In a statement to Press Gazette, a Johnston Press spokesperson said: “It is not appropriate to comment on individuals’ employment status. The Harrogate Local Democracy Reporter role is very important to JP, and we will continue to fulfill our contract.”
Press Gazette understands from a source that Lilley was appointed to the role despite concerns about his criticism of the council on Twitter because “there were no other applicants”.
The BBC is funding 150 LDR roles across the country, paid for through the licence fee, in a bid to plug the so-called “democratic deficit” in local news reporting caused by job cuts and title closures.
The local news industry is struggling against falling circulation and advertising revenue as audiences move online, where social media is also taking the lion’s share of ad money.
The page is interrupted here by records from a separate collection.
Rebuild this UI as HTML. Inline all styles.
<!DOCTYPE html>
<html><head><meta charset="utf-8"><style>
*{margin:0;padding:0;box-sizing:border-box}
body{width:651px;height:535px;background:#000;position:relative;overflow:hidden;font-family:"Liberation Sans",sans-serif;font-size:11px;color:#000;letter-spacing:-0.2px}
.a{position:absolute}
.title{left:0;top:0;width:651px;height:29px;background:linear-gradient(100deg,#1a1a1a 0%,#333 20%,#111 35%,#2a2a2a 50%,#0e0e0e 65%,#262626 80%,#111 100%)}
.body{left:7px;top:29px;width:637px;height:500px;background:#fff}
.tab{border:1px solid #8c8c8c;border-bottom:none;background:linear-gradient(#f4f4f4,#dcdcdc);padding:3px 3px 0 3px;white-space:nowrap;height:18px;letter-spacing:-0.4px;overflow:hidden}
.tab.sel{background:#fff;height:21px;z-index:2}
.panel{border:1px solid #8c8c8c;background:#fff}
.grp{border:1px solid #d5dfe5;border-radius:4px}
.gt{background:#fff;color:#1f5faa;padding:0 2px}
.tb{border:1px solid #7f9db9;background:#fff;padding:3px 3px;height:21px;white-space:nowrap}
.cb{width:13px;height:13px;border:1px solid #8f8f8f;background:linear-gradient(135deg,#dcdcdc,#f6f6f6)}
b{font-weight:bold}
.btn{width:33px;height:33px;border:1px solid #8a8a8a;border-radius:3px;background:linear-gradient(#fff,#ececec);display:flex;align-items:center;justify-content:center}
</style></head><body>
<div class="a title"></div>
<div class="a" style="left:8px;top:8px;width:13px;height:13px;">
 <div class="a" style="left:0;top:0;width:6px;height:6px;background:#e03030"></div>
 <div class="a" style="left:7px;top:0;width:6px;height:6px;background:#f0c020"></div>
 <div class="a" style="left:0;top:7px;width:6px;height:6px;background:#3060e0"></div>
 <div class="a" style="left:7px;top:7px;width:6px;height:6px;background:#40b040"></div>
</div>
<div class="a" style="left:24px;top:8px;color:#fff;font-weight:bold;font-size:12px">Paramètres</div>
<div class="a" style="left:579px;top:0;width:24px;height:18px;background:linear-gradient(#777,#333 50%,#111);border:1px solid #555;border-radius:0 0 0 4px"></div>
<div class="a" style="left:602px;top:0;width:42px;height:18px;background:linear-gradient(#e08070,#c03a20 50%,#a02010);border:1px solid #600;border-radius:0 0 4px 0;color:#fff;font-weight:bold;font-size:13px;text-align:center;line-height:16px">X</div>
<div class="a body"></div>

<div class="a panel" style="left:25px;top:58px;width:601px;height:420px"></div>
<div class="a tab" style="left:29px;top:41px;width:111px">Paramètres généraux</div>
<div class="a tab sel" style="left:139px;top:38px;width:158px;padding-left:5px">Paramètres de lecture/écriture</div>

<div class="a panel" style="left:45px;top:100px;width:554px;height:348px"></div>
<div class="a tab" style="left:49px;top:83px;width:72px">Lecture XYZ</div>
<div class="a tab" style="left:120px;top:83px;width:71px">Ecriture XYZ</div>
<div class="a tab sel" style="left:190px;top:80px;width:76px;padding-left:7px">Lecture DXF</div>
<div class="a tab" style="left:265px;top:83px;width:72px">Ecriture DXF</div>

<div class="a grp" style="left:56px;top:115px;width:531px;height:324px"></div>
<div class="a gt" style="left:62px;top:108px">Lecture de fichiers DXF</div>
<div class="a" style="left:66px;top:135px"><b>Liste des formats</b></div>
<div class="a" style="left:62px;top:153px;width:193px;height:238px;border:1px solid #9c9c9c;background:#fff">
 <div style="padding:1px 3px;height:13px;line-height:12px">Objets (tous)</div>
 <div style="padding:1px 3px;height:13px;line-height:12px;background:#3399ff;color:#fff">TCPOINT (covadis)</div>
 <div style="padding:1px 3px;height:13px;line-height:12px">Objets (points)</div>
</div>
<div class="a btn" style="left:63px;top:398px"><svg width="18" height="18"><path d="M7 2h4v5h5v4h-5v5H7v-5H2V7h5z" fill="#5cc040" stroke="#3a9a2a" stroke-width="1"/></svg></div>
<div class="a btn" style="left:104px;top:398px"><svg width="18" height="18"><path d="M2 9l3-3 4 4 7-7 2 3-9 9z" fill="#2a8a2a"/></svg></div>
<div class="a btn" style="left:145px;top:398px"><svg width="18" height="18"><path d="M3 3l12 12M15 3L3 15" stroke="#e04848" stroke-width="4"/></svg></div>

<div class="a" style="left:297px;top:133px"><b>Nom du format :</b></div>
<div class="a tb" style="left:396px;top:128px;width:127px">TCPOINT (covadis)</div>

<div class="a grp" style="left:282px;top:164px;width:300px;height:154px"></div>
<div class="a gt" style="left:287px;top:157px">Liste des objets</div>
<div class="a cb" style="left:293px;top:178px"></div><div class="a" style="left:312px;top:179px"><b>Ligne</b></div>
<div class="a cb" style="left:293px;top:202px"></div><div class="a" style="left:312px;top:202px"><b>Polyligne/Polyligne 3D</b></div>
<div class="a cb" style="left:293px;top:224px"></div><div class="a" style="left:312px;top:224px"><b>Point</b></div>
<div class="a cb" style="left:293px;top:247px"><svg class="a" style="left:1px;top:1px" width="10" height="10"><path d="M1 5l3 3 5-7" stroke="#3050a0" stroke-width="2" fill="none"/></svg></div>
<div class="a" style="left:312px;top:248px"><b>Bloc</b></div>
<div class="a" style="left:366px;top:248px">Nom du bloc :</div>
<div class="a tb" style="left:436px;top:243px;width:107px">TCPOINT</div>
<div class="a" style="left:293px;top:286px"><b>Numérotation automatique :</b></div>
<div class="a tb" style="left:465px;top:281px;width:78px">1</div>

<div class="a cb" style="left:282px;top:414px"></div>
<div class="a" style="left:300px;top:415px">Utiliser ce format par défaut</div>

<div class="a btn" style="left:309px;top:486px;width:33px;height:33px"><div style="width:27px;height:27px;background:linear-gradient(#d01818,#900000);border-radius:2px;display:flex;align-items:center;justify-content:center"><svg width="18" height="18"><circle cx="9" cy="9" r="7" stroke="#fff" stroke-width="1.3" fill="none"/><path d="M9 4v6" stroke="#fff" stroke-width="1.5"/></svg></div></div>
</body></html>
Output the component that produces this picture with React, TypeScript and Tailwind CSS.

The LDR scheme was set up six months ago as part of the Local News Partnership, an agreement between the BBC and News Media Association.
LDRs are paid for by the BBC, but their contracts are held with the local news organisations at which they are based. Their stories are made available to other news outlets through a pool.
As part of its Charter commitment, the BBC is investing up to £8m annually in the Local News Partnership during the next nine years to the end of the Charter in 2026.
A BBC spokesperson said: “The Local Democracy Reporters are employed by contract holders. We can’t comment on third party staffing issues.”